Young women and teen girls are increasingly participating in three-ways and other “multi-person sex” acts, according to a new study, and L.A.'s porn industry might be partly to blame.

The study associated multi-person sex with, among other factors, “pornography exposure.”

The research, obtained today by the Weekly, was just published in the Journal of Urban Health: Bulletin of the New York Academy of Medicine. It found that …

… 7.3 percent of females ages 14-20 that it surveyed reported having engaged in multi-person sex at least once.

More than half (52 percent) felt “pressured” and 43 percent said they were “threatened or forced.”

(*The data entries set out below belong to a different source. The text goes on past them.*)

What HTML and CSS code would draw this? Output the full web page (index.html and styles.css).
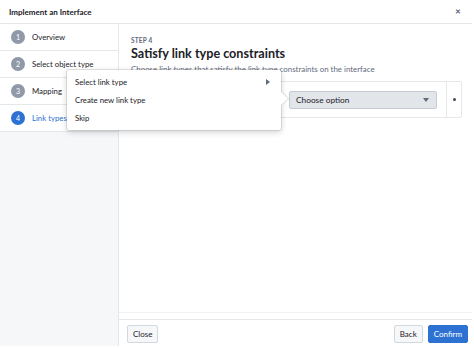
FILE: index.html
```html
<!DOCTYPE html>
<html lang="en">
<head>
    <meta charset="UTF-8">
    <title>Implement an Interface</title>
    <link rel="stylesheet" href="styles.css">
</head>
<body>
    <div class="dialog">
        <div class="header">
            <span class="title">Implement an Interface</span>
            <span class="close">&#x2715;</span>
        </div>
        <div class="body">
            <div class="sidebar">
                <div class="step"><span class="num">1</span>Overview</div>
                <div class="step"><span class="num">2</span>Select object type</div>
                <div class="step"><span class="num">3</span>Mapping</div>
                <div class="step step-active"><span class="num">4</span>Link types</div>
            </div>
            <div class="main">
                <div class="content">
                    <div class="eyebrow">STEP 4</div>
                    <h2 class="heading">Satisfy link type constraints</h2>
                    <p class="desc">Choose link types that satisfy the link type constraints on the interface</p>
                    <div class="card">
                        <div class="card-left"></div>
                        <div class="select">
                            <span>Choose option</span>
                            <svg width="6" height="4" viewBox="0 0 6 4"><path d="M0 0h6L3 4z" fill="#5f6b7c"/></svg>
                        </div>
                        <div class="card-end"><span class="dot"></span></div>
                    </div>
                </div>
                <div class="footer">
                    <button class="btn">Close</button>
                    <div class="actions">
                        <button class="btn">Back</button>
                        <button class="btn btn-primary">Confirm</button>
                    </div>
                </div>
            </div>
        </div>
        <!-- menu popover -->
        <div class="menu">
            <div class="menu-item">Select link type
                <svg width="4" height="6" viewBox="0 0 4 6"><path d="M0 0l4 3-4 3z" fill="#5f6b7c"/></svg>
            </div>
            <div class="menu-item">Create new link type</div>
            <div class="menu-item">Skip</div>
            <span class="menu-arrow"></span>
        </div>
    </div>
</body>
</html>
```

FILE: styles.css
```css
* {
    padding: 0;
    margin: 0;
    box-sizing: border-box;
}

body {
    font-family: Lato, "Noto Sans", sans-serif;
    color: #1c2127;
    background: #fff;
}

.dialog {
    position: relative;
    width: 472px;
    height: 348px;
    display: flex;
    flex-direction: column;
}

/* 头部 */
.header {
    height: 24px;
    padding: 0 9px;
    display: flex;
    align-items: center;
    justify-content: space-between;
    border-bottom: 1px solid #e5e8eb;
}

.title {
    font-size: 8px;
    font-weight: 700;
}

.close {
    font-size: 7px;
    color: #5f6b7c;
    font-weight: 700;
    margin-right: 2px;
}

.body {
    flex: 1;
    display: flex;
}

/* 侧栏 */
.sidebar {
    width: 119px;
    background: #f6f7f9;
    border-right: 1px solid #e5e8eb;
    margin-bottom: 2px;
}

.step {
    height: 27px;
    display: flex;
    align-items: center;
    padding-left: 11px;
    font-size: 7.8px;
    background: #fff;
    border-bottom: 1px solid #e5e8eb;
}

.num {
    width: 14px;
    height: 14px;
    border-radius: 50%;
    background: #8f99a8;
    color: #fff;
    font-size: 7px;
    display: flex;
    align-items: center;
    justify-content: center;
    margin-right: 7px;
}

.step-active {
    color: #2d72d2;
}

.step-active .num {
    background: #2d72d2;
}

/* 主区域 */
.main {
    flex: 1;
    display: flex;
    flex-direction: column;
}

.content {
    flex: 1;
    padding: 13px 10px 0 12px;
    border-bottom: 1px solid #f0f2f4;
    margin-bottom: 6px;
}

.eyebrow {
    font-size: 6.5px;
    font-weight: 700;
    color: #5f6b7c;
    letter-spacing: 0.2px;
}

.heading {
    font-size: 12.6px;
    font-weight: 700;
    margin-top: 2px;
}

.desc {
    font-size: 7.9px;
    color: #5f6b7c;
    margin-top: 3px;
}

.card {
    margin-top: 7px;
    height: 37px;
    border: 1px solid #e5e8eb;
    border-radius: 2px;
    display: flex;
    align-items: center;
}

.card-left {
    flex: 1;
}

.select {
    width: 148px;
    height: 18px;
    background: #e2e6eb;
    border: 1px solid #c5cbd3;
    border-radius: 2px;
    display: flex;
    align-items: center;
    justify-content: space-between;
    padding: 0 7px 0 6px;
    font-size: 8.3px;
    margin-right: 9px;
}

.card-end {
    width: 15px;
    align-self: stretch;
    border-left: 1px solid #e5e8eb;
    display: flex;
    align-items: center;
    justify-content: center;
}

.dot {
    width: 3px;
    height: 3px;
    border-radius: 50%;
    background: #404854;
}

/* 底部 */
.footer {
    height: 29px;
    border-top: 1px solid #e5e8eb;
    display: flex;
    align-items: center;
    justify-content: space-between;
    padding: 0 4px 0 8px;
}

.actions {
    display: flex;
    gap: 5px;
}

.btn {
    font-family: inherit;
    font-size: 8px;
    height: 18px;
    padding: 0 5px;
    color: #1c2127;
    background: #f6f7f9;
    border: 1px solid #d3d8de;
    border-radius: 2px;
}

.btn-primary {
    background: #2d72d2;
    border-color: #2d72d2;
    color: #fff;
}

/* 菜单 */
.menu {
    position: absolute;
    left: 67px;
    top: 70px;
    width: 214px;
    padding: 3px 0;
    background: #fff;
    border-radius: 2px;
    box-shadow: 0 0 0 1px rgba(17, 20, 24, .1), 0 2px 6px rgba(17, 20, 24, .2);
}

.menu-item {
    height: 18px;
    padding: 0 11px 0 8px;
    display: flex;
    align-items: center;
    justify-content: space-between;
    font-size: 7.8px;
}

.menu-arrow {
    position: absolute;
    right: -5px;
    top: 24px;
    width: 9px;
    height: 9px;
    background: #fff;
    transform: rotate(45deg);
    box-shadow: 1px -1px 1px rgba(17, 20, 24, .12);
}
```
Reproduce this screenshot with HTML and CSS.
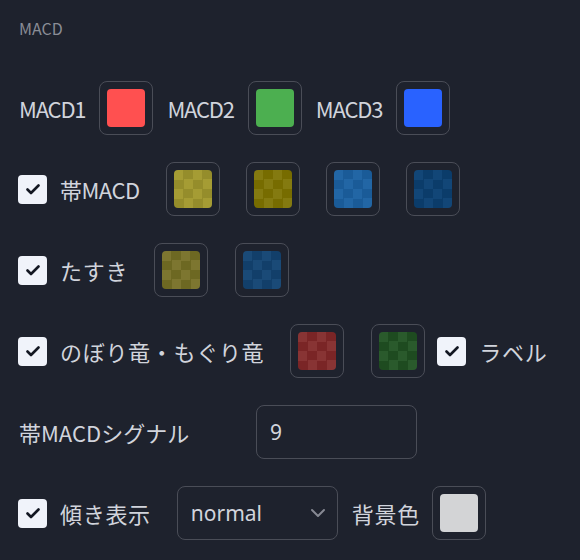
FILE: index.html
```html
<!DOCTYPE html>
<html lang="ja">
<head>
  <meta charset="UTF-8">
  <meta name="viewport" content="width=device-width, initial-scale=1.0">
  <title>MACD settings</title>
  <link rel="stylesheet" href="styles.css">
</head>
<body>
  <div class="panel">
    <div class="title">MACD</div>

    <!-- line colours -->
    <div class="row row-tight">
      <span class="label latin">MACD1</span>
      <span class="swatch"><span class="fill solid-red"></span></span>
      <span class="label latin">MACD2</span>
      <span class="swatch"><span class="fill solid-green"></span></span>
      <span class="label latin">MACD3</span>
      <span class="swatch"><span class="fill solid-blue"></span></span>
    </div>

    <div class="row row-band">
      <span class="check-label">
        <span class="checkbox"><svg viewBox="0 0 14 11" width="14" height="11"><path d="M1.5 5.5 L5 9 L12.5 1.5" fill="none" stroke="#131722" stroke-width="2.6" stroke-linecap="round" stroke-linejoin="round"/></svg></span>
        <span class="label mixed">帯MACD</span>
      </span>
      <span class="swatch"><span class="fill chk-yellow"></span></span>
      <span class="swatch"><span class="fill chk-olive"></span></span>
      <span class="swatch"><span class="fill chk-blue"></span></span>
      <span class="swatch"><span class="fill chk-navy"></span></span>
    </div>

    <div class="row">
      <span class="check-label">
        <span class="checkbox"><svg viewBox="0 0 14 11" width="14" height="11"><path d="M1.5 5.5 L5 9 L12.5 1.5" fill="none" stroke="#131722" stroke-width="2.6" stroke-linecap="round" stroke-linejoin="round"/></svg></span>
        <span class="label kana">たすき</span>
      </span>
      <span class="swatch"><span class="fill chk-tasuki-y"></span></span>
      <span class="swatch"><span class="fill chk-tasuki-b"></span></span>
    </div>

    <div class="row">
      <span class="check-label">
        <span class="checkbox"><svg viewBox="0 0 14 11" width="14" height="11"><path d="M1.5 5.5 L5 9 L12.5 1.5" fill="none" stroke="#131722" stroke-width="2.6" stroke-linecap="round" stroke-linejoin="round"/></svg></span>
        <span class="label kana">のぼり竜・もぐり竜</span>
      </span>
      <span class="swatch"><span class="fill chk-red"></span></span>
      <span class="swatch"><span class="fill chk-green"></span></span>
      <span class="check-label check-label-wide">
        <span class="checkbox"><svg viewBox="0 0 14 11" width="14" height="11"><path d="M1.5 5.5 L5 9 L12.5 1.5" fill="none" stroke="#131722" stroke-width="2.6" stroke-linecap="round" stroke-linejoin="round"/></svg></span>
        <span class="label kana">ラベル</span>
      </span>
    </div>

    <div class="row">
      <span class="label signal-label">帯MACDシグナル</span>
      <span class="field">9</span>
    </div>

    <div class="row row-last">
      <span class="check-label">
        <span class="checkbox"><svg viewBox="0 0 14 11" width="14" height="11"><path d="M1.5 5.5 L5 9 L12.5 1.5" fill="none" stroke="#131722" stroke-width="2.6" stroke-linecap="round" stroke-linejoin="round"/></svg></span>
        <span class="label kana">傾き表示</span>
      </span>
      <span class="field select">
        normal
        <svg class="chevron" viewBox="0 0 16 10" width="16" height="10"><path d="M2 2 L8 8 L14 2" fill="none" stroke="#868993" stroke-width="2" stroke-linecap="round" stroke-linejoin="round"/></svg>
      </span>
      <span class="label kana">背景色</span>
      <span class="swatch"><span class="fill solid-gray"></span></span>
    </div>
  </div>
</body>
</html>
```

FILE: styles.css
```css
body {
  margin: 0;
  background-color: #1e222d;
  color: #d1d4dc;
  font-family: "Noto Sans CJK JP", "Noto Sans", sans-serif;
  font-size: 22px;
}

.panel {
  padding: 16px 18px 0 18px;
}

.title {
  font-size: 16px;
  line-height: 24px;
  color: #8a8d96;
  padding-left: 1px;
  margin-bottom: 41px;
}

/* one settings line */
.row {
  display: flex;
  align-items: center;
  gap: 27px;
  height: 54px;
  margin-bottom: 27px;
}

.row-tight {
  gap: 14px;
}

.row-band {
  gap: 26px;
}

.label {
  line-height: 30px;
  white-space: nowrap;
}

.latin {
  letter-spacing: -1.2px;
}

.mixed {
  letter-spacing: -0.5px;
}

.kana {
  letter-spacing: 0.7px;
  margin-right: -1px;
}

.row-tight .label:first-child {
  padding-left: 1px;
}

.check-label {
  display: flex;
  align-items: center;
  gap: 13px;
}

.check-label-wide {
  gap: 13px;
  margin-left: -15px;
}

.checkbox {
  width: 29px;
  height: 29px;
  border-radius: 4px;
  background-color: #f0f3fa;
  display: flex;
  align-items: center;
  justify-content: center;
}

/* colour swatch buttons */
.swatch {
  box-sizing: border-box;
  width: 54px;
  height: 54px;
  border: 1px solid #4a4d57;
  border-radius: 8px;
  padding: 7px;
  flex: none;
}

.fill {
  display: block;
  width: 38px;
  height: 38px;
  border-radius: 4px;
}

.solid-red { background-color: #ff5050; }
.solid-green { background-color: #4caf50; }
.solid-blue { background-color: #2962ff; }
.solid-gray { background-color: #d3d4d6; }

.chk-yellow { background: conic-gradient(#958d2b 25%, #a59c34 0 50%, #958d2b 0 75%, #a59c34 0) 0 0 / 19px 19px; }
.chk-olive { background: conic-gradient(#776c00 25%, #847a10 0 50%, #776c00 0 75%, #847a10 0) 0 0 / 19px 19px; }
.chk-blue { background: conic-gradient(#1a5b98 25%, #2266a5 0 50%, #1a5b98 0 75%, #2266a5 0) 0 0 / 19px 19px; }
.chk-navy { background: conic-gradient(#0b3c6a 25%, #124677 0 50%, #0b3c6a 0 75%, #124677 0) 0 0 / 19px 19px; }
.chk-tasuki-y { background: conic-gradient(#6d6822 25%, #7d7630 0 50%, #6d6822 0 75%, #7d7630 0) 0 0 / 19px 19px; }
.chk-tasuki-b { background: conic-gradient(#123f6a 25%, #1a4a77 0 50%, #123f6a 0 75%, #1a4a77 0) 0 0 / 19px 19px; }
.chk-red { background: conic-gradient(#7a2526 25%, #883434 0 50%, #7a2526 0 75%, #883434 0) 0 0 / 19px 19px; }
.chk-green { background: conic-gradient(#1e4b20 25%, #2a5a2c 0 50%, #1e4b20 0 75%, #2a5a2c 0) 0 0 / 19px 19px; }

/* text inputs */
.signal-label {
  width: 210px;
  padding-left: 1px;
}

.field {
  box-sizing: border-box;
  width: 161px;
  height: 54px;
  border: 1px solid #4a4d57;
  border-radius: 8px;
  padding: 0 13px;
  display: flex;
  align-items: center;
  font-family: "Noto Sans", sans-serif;
  font-size: 21px;
  color: #d1d4dc;
}

.select {
  justify-content: space-between;
  margin-right: -13px;
}

.chevron {
  margin-right: -2px;
}

.row-last .label + .swatch {
  margin-left: -14px;
}
```
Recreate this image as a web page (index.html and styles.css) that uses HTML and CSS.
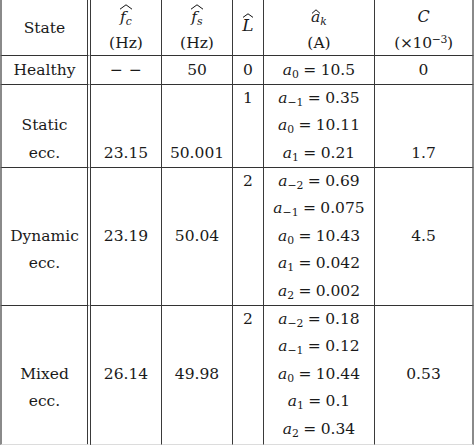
FILE: index.html
```html
<!DOCTYPE html>
<html>
<head>
<meta charset="utf-8">
<link rel="stylesheet" href="styles.css">
</head>
<body>
<div class="tbl">
  <!-- header -->
  <div class="c first hd mid">State</div>
  <div class="c hd">
    <div><span class="hat"><svg class="hs hw" width="13" height="6" viewBox="0 0 13 6"><path d="M0.5 5.2 L6.5 0.8 L12.5 5.2" /></svg><i>f</i><sub><i>c</i></sub></span></div>
    <div>(Hz)</div>
  </div>
  <div class="c hd">
    <div><span class="hat"><svg class="hs hw" width="13" height="6" viewBox="0 0 13 6"><path d="M0.5 5.2 L6.5 0.8 L12.5 5.2" /></svg><i>f</i><sub><i>s</i></sub></span></div>
    <div>(Hz)</div>
  </div>
  <div class="c hd mid"><span class="hat big"><svg class="hs hl" width="11" height="5" viewBox="0 0 11 5"><path d="M0.5 4.4 L5.5 0.8 L10.5 4.4" /></svg><i>L</i></span></div>
  <div class="c hd">
    <div><span class="hat"><svg class="hs ha" width="9" height="5" viewBox="0 0 9 5"><path d="M0.5 4.4 L4.5 0.8 L8.5 4.4" /></svg><i>a</i></span><sub><i>k</i></sub></div>
    <div>(A)</div>
  </div>
  <div class="c last hd">
    <div><i class="cal">C</i></div>
    <div class="unit">(×10<sup>−3</sup>)</div>
  </div>

  <!-- healthy -->
  <div class="c first one">Healthy</div>
  <div class="c one"><span><span class="minus">−</span><span class="minus">−</span></span></div>
  <div class="c one">50</div>
  <div class="c one">0</div>
  <div class="c one"><span><i>a</i><sub>0</sub><span class="eq">=</span>10.5</span></div>
  <div class="c last one">0</div>

  <!-- static -->
  <div class="c first ml l2"><div>Static</div><div>ecc.</div></div>
  <div class="c ml l3">23.15</div>
  <div class="c ml l3">50.001</div>
  <div class="c ml">1</div>
  <div class="c ml">
    <div><i>a</i><sub>−1</sub><span class="eq">=</span>0.35</div>
    <div><i>a</i><sub>0</sub><span class="eq">=</span>10.11</div>
    <div><i>a</i><sub>1</sub><span class="eq">=</span>0.21</div>
  </div>
  <div class="c last ml l3">1.7</div>

  <!-- dynamic -->
  <div class="c first ml l3"><div>Dynamic</div><div>ecc.</div></div>
  <div class="c ml l3">23.19</div>
  <div class="c ml l3">50.04</div>
  <div class="c ml">2</div>
  <div class="c ml">
    <div><i>a</i><sub>−2</sub><span class="eq">=</span>0.69</div>
    <div><i>a</i><sub>−1</sub><span class="eq">=</span>0.075</div>
    <div><i>a</i><sub>0</sub><span class="eq">=</span>10.43</div>
    <div><i>a</i><sub>1</sub><span class="eq">=</span>0.042</div>
    <div><i>a</i><sub>2</sub><span class="eq">=</span>0.002</div>
  </div>
  <div class="c last ml l3">4.5</div>

  <!-- mixed -->
  <div class="c first ml l3 endrow"><div>Mixed</div><div>ecc.</div></div>
  <div class="c ml l3 endrow">26.14</div>
  <div class="c ml l3 endrow">49.98</div>
  <div class="c ml endrow">2</div>
  <div class="c ml endrow">
    <div><i>a</i><sub>−2</sub><span class="eq">=</span>0.18</div>
    <div><i>a</i><sub>−1</sub><span class="eq">=</span>0.12</div>
    <div><i>a</i><sub>0</sub><span class="eq">=</span>10.44</div>
    <div><i>a</i><sub>1</sub><span class="eq">=</span>0.1</div>
    <div><i>a</i><sub>2</sub><span class="eq">=</span>0.34</div>
  </div>
  <div class="c last ml l3 endrow">0.53</div>
</div>
</body>
</html>
```

FILE: styles.css
```css
* { box-sizing: border-box; }
html, body { margin: 0; padding: 0; background: #fff; }
body {
  font-family: "DejaVu Serif", serif;
  font-size: 15.5px;
  color: #1a1a1a;
}
.tbl {
  display: grid;
  grid-template-columns: 91px 71px 71px 31px 111px 99px;
  grid-template-rows: 56px 29px 83px 138px 139px;
  width: 474px;
}
.c {
  display: flex;
  flex-direction: column;
  align-items: center;
  text-align: center;
  white-space: nowrap;
  border-right: 1px solid #3a3a3a;
  border-bottom: 1px solid #333;
}
.first {
  border-left: 2px solid #8a8a8a;
  border-right: 4px double #3a3a3a;
}
.last { border-right: 2px solid #8a8a8a; }
.endrow { border-bottom-color: #dcdcdc; }

.hd { padding-top: 4px; line-height: 26px; }
.hd.mid { justify-content: center; padding-top: 0; }
.one { justify-content: center; line-height: 28px; }
.ml { line-height: 27.4px; }
.l2 { padding-top: 27.4px; }
.l3 { padding-top: 54.8px; }

i { font-style: italic; }
sub, sup {
  font-size: 0.7em;
  line-height: 0;
  position: relative;
}
sub { vertical-align: -0.28em; }
sup { vertical-align: 0.5em; }
.eq { margin: 0 0.28em; }
.minus { margin: 0 3px; }
.unit { letter-spacing: -0.02em; }
.cal { font-style: italic; font-size: 16px; }

.hat { position: relative; display: inline-block; line-height: 1; }
.hat.big { font-size: 17px; margin-top: -4px; }
.hs { position: absolute; left: 50%; transform: translateX(-50%); }
.hs path { fill: none; stroke: #111; stroke-width: 1; stroke-linejoin: miter; }
.hw { top: -6px; }
.hl { top: -4px; }
.ha { top: -1px; }
```
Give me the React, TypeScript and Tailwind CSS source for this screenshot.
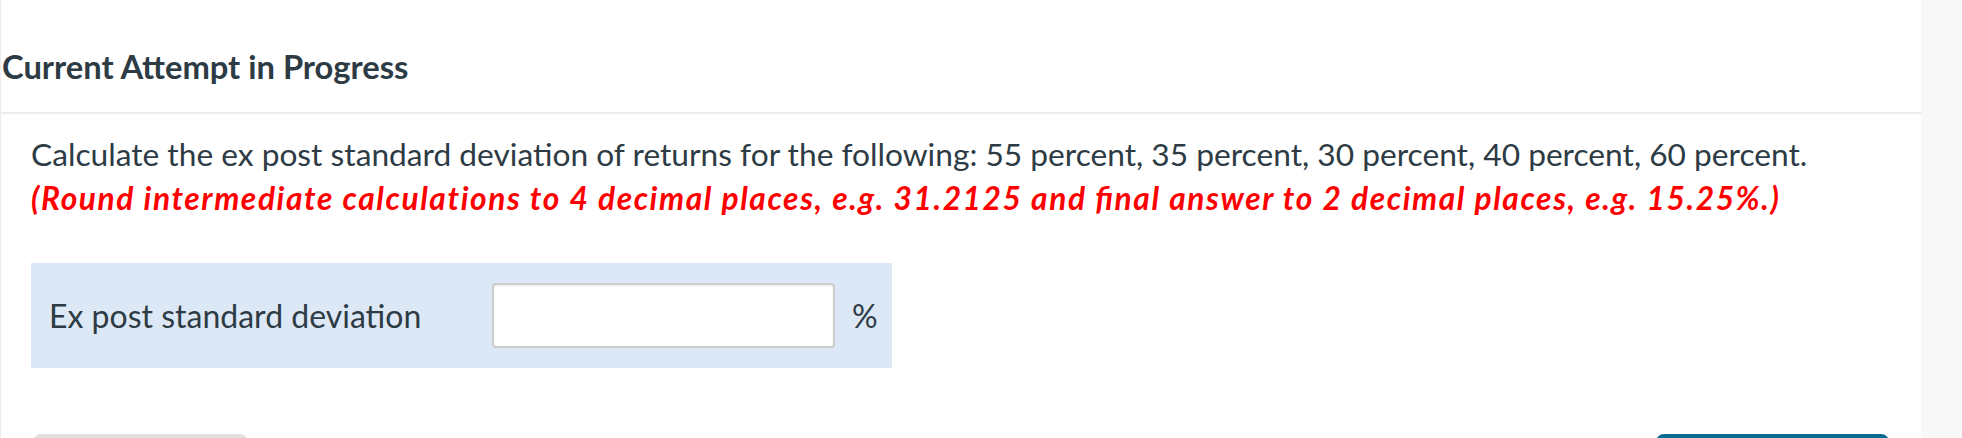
import React from "react";

export default function App() {
  return (
    <div
      className="flex h-[438px] w-[1962px] overflow-hidden bg-[#f8f8f8]"
      style={{ fontFamily: "Lato, 'Noto Sans', sans-serif" }}
    >
      <div className="flex w-[1921px] shrink-0 flex-col border-l border-[#ececec] bg-white text-[#2d3b45]">
        <div className="border-b-2 border-[#ececec] pb-[25px] pl-[1px] pt-[47px]">
          <h2 className="text-[32.7px] font-bold leading-[40px]">
            Current Attempt in Progress
          </h2>
        </div>
        <div className="pl-[30px] pt-[18px]">
          <p className="whitespace-nowrap text-[31.7px] leading-[44px]">
            Calculate the ex post standard deviation of returns for the following: 55 percent, 35 percent, 30 percent, 40 percent, 60 percent.
          </p>
          <p className="whitespace-nowrap text-[31.7px] font-bold italic leading-[44px] tracking-[1.6px] text-[#ff0000]">
            (Round intermediate calculations to 4 decimal places, e.g. 31.2125 and ﬁnal answer to 2 decimal places, e.g. 15.25%.)
          </p>
          <div className="mt-[43px] flex h-[105px] w-[861px] items-center bg-[#dde8f6] pl-[18px]">
            <span className="w-[443px] text-[32px] leading-[44px]">Ex post standard deviation</span>
            <div className="h-[65px] w-[343px] rounded-[4px] border-2 border-[#cccccc] bg-white shadow-[inset_0_1px_2px_rgba(0,0,0,0.08)]" />
            <span className="ml-[17px] text-[32px] leading-[44px]">%</span>
          </div>
          <div className="mt-[66px] flex items-start justify-between pr-[32px]">
            <div className="ml-[2px] h-[60px] w-[215px] rounded-[8px] bg-[#e0e0e0]" />
            <div className="h-[60px] w-[233px] rounded-[8px] bg-[#0a6a8e]" />
          </div>
        </div>
      </div>
      <div className="flex-1 bg-[#f8f8f8]" />
    </div>
  );
}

Nearly half (45 percent) of the males participating in such sex did not use a condom.

The study is based on a survey of 328 Boston-area females who used community or school clinics. That's a small sample size, and the fact that they used a clinic might have boosted the numbers (compared to the general population). But still, the stats are eye-opening.

The correlation to L.A.'s porn industry was ugly, too. Nearly one in 10 (8.63 percent) of the females who had admitted to multi-person sex said their partners at least “threatened” to reenact porn scenes. According to the study:

Participants who reported that someone had used threats or force to make

them do sexual things that they did not want to do were classified as having been

forced to do sexual things that the perpetrator saw in pornography.

One in five of the females surveyed said they engaged in multi-person sex more than once. And about one-third said they had alcohol or drugs before engaging in such activity.

The research argues that HIV and other STD transmission is a serious risk in multi-person sex and concludes that ” … adolescent sex involving multiple simultaneous partners is an emerging public health concern.”